In Dorthey, 623 So.2d at 1281, the Supreme Court held that a trial court has the authority to determine whether a mandatory minimum sentence is unconstitutionally excessive as applied to a particular defendant.
Additionally, the mere failure to file a motion to reconsider sentence does not in and of itself constitute ineffective assistance of counsel. A defendant must also "show a reasonable probability that, but for counsel's error, his sentence would have been different." State v. Casimer, 12-678 (La.App. 5 Cir. 3/13/13), 113 So.3d 1129, 1142. Counsel objected to the severity of relator's habitual offender sentence as "unconstitutionally excessive." On appeal, this Court reviewed relator's claim of excessive sentence and found no abuse of discretion in the trial court's imposition of the seventy-year sentence. Girod, 195 So.3d at 1280. In Harris, supra, the defendant, a veteran with a drug addiction, was sentenced to life imprisonment for selling less than one gram of marijuana. Here, relator was convicted of crimes of violence which included a home invasion where a child was present. Therefore, we conclude counsel's failure to move for reconsideration of the sentence does not constitute deficient performance. See State v. Williams, 613 So.2d 252, 256-57 (La. 1992). In the same way, we find that counsel's failure to request a downward departure under Dorthey, supra, is not an unprofessional error given that the trial court did not impose the mandatory minimum sentence. See State v. Ballay, 99-906 (La.App. 5 Cir. 2/29/00), 757 So.2d 115, 133, writ denied, 20-908 (La. 4/20/01), 790 So.2d 13.

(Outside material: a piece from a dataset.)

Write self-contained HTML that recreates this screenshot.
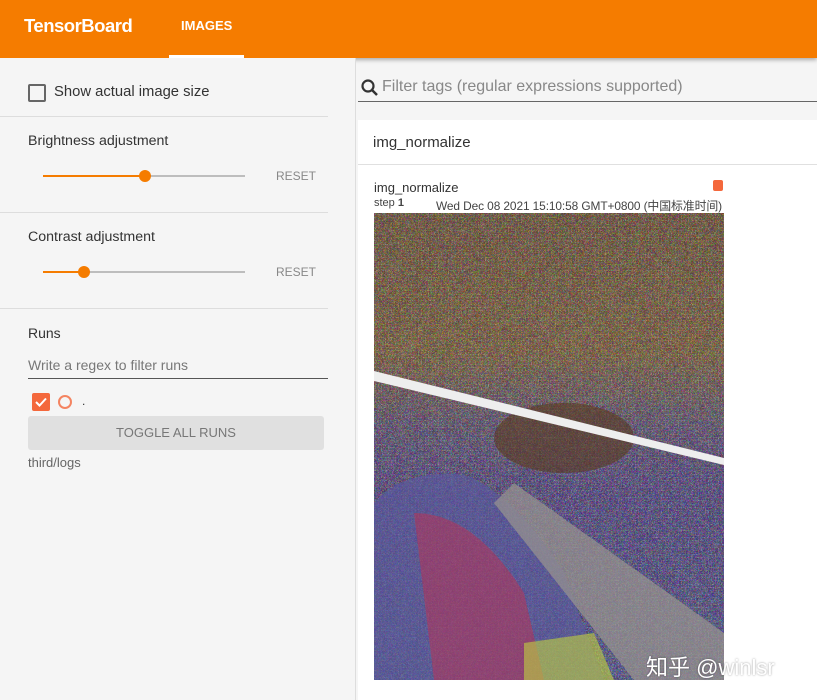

Because relator was found to be a second-felony offender on the armed robbery count, pursuant to La. R.S. 15:529.1, he faced an enhanced sentencing range of 49½ to 198 years in prison, plus the consecutive five years for the firearm enhancement under La. R.S. 14:64.3. As discussed above, the trial court sentenced relator as a second-felony offender to a sixty-five-year term.
Consequently, on the showing made, we find that relator fails to make a prima facie case of ineffective assistance of counsel at sentencing based on Harris, supra. Accordingly, we find no merit to realtor's argument. This writ application is denied.